Have been following this advice of gulping 8 glasses of water daily thinking that it’s good for us? Not exactly correct according to the research, published in the Proceedings of the National Academy of Sciences in the United States of America.
Actual amount of water needed depends person to person. Find what it does to our brain and body after reaching the hydration limit and how dangerous it is to ignore the simple feeling of over-drinking.
Drinking excess liquid activates a protective swallowing inhibition within the brain, study found. But forcing yourself to drink more than what your body needs overrides the mechanism and puts people at risk of potentially fatal condition called Hyponatremia, also known as water toxicity, scientists claim.
For the study, the researchers put 20 people in functional MRI (fMRI) scanners and asked them to rate the effort level required to swallow small amounts of water under two different conditions—after exercising, when they were thirsty; and later, after they’d already drank about a liter of water.
The results showed a three-fold increase in effort swallowing after over-drinking in both the cases. When the body is flooded with water, sodium levels can become abnormally low- a condition called Hyponatremia that can lead to lethargy, nausea, seizures, and even death.

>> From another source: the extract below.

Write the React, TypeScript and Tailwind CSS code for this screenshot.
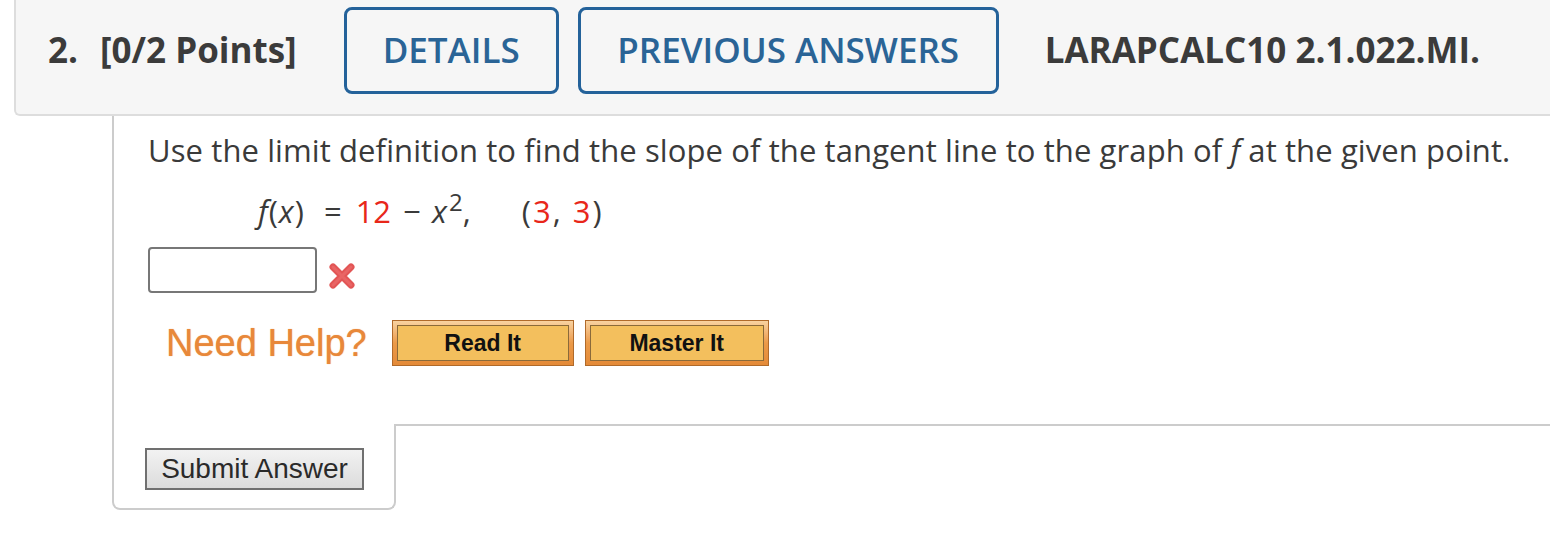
export default function App() {
  return (
    <div className="min-h-[538px] w-[1550px] overflow-hidden bg-white">
      {/* Question header */}
      <div className="ml-[14px] -mr-10 flex items-center rounded-bl-[6px] border-b-2 border-l-2 border-[#dddddd] bg-[#f6f6f6] pb-[20px] pl-[32px] pt-[7px] font-['Open_Sans',sans-serif] text-[#3b3b3b]">
        <span className="text-[35px] font-bold">2.</span>
        <span className="ml-[22px] text-[35px] font-bold">[0/2 Points]</span>
        <button className="ml-[47px] h-[87px] w-[215px] rounded-[8px] border-[3px] border-[#24629a] text-[35px] font-semibold text-[#2a6496]">
          DETAILS
        </button>
        <button className="ml-[19px] h-[87px] w-[421px] rounded-[8px] border-[3px] border-[#24629a] text-[35px] font-semibold text-[#2a6496]">
          PREVIOUS ANSWERS
        </button>
        <span className="ml-[46px] text-[35px] font-bold">LARAPCALC10 2.1.022.MI.</span>
      </div>

      {/* Question body */}
      <div className="ml-[112px]">
        <div className="border-l-2 border-[#cccccc] pl-[34px] pt-[16px] font-['Open_Sans',sans-serif] text-[31px] text-[#3a3a3a]">
          <p className="leading-[36px] tracking-[0.1px]">
            Use the limit definition to find the slope of the tangent line to the graph of <i>f</i> at the given point.
          </p>
          <div className="ml-[110px] mt-[25px] flex items-baseline leading-[36px]">
            <span className="tracking-[1px]">
              <i>f</i>(<i>x</i>)
            </span>
            <span className="ml-[19px]">=</span>
            <span className="ml-[14px] text-[#e8271a]">12</span>
            <span className="ml-[12px] inline-block w-[18px] text-center">−</span>
            <span className="ml-[11px]">
              <i>x</i>
              <sup className="ml-[2px] text-[24px] leading-none">2</sup>,
            </span>
            <span className="ml-[51px] tracking-[2px]">
              (<span className="text-[#e8271a]">3</span>, <span className="text-[#e8271a]">3</span>)
            </span>
          </div>
          <div className="mt-[18px] flex items-start">
            <div className="h-[46px] w-[169px] rounded-[4px] border-2 border-[#777777] bg-white" />
            <svg className="ml-[10px] mt-[14px]" width="30" height="30" viewBox="0 0 30 30">
              <path d="M6 6 L24 24 M24 6 L6 24" stroke="#e25555" strokeWidth="7" strokeLinecap="round" />
              <path d="M6 6 L24 24 M24 6 L6 24" stroke="#ef7070" strokeWidth="3" strokeLinecap="round" opacity="0.6" />
            </svg>
          </div>
          <div className="mt-[27px] flex items-center pb-[58px] font-['Liberation_Sans',Arial,sans-serif]">
            <span className="ml-[18px] text-[38px] leading-[46px] text-[#e8883a] [text-shadow:0_0_1px_#f0a060]">Need Help?</span>
            <HelpButton label="Read It" className="ml-[25px] w-[182px]" />
            <HelpButton label="Master It" className="ml-[11px] w-[184px]" />
          </div>
        </div>
        <div className="flex">
          <div className="w-[284px] rounded-b-[8px] border-x-2 border-b-2 border-[#cccccc] pb-[18px] pl-[31px] pt-[24px]">
            <button className="h-[42px] w-[219px] border-2 border-[#707070] bg-gradient-to-b from-[#f2f2f2] to-[#dcdcdc] font-['Liberation_Sans',Arial,sans-serif] text-[28px] leading-none text-[#2a2a2a]">
              Submit Answer
            </button>
          </div>
          <div className="flex-1 -ml-[2px] border-t-2 border-[#cccccc]" />
        </div>
      </div>
    </div>
  );
}

function HelpButton({ label, className }: { label: string; className: string }) {
  return (
    <div
      className={`${className} h-[46px] border border-[#b06a2a] bg-gradient-to-b from-[#f8d2a0] via-[#eb9a48] to-[#e48a38] p-[4px]`}
    >
      <div className="flex h-full items-center justify-center border border-[#8a6a3a] bg-[#f3bf5d] font-['Liberation_Sans',Arial,sans-serif] text-[23px] font-bold text-[#111111]">
        {label}
      </div>
    </div>
  );
}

People who lose a lot of sodium through sweat and don’t replenish their levels (with salt or an electrolyte beverage) are especially at risk.
Of course, not drinking enough water is also a common problem in athletes, and in non-athletes as well. Mild dehydration may not lead directly to serious health problems, but it has been linked to low energy levels, headaches, constipation, and even obesity.
However, Lead researcher Dr Michael Farrell, from Monash University, Melbourne, said elderly people often don’t consume enough and should watch their intake of fluids.
If water enters the body more quickly than it can be removed then electrolytes in the blood become diluted. This causes the water to travel through the blood and pass into cells and organs such as the brain – affecting its ability to function.
So how much fluid should you get every day? The Institute of Medicine recommends that men aim for 125 ounces and women aim for 91 ounces a day, but that includes water from foods and other beverages—like juice, tea, and yes, even coffee—as well. That number can also vary based on your age, weight, other health conditions, and how active (and how sweaty) you are.
In short, says Farrell, don’t try to force anything. “Just drink according to thirst rather than an elaborate schedule,” he said. “If we just do what our body demands us to we’ll probably get it right.”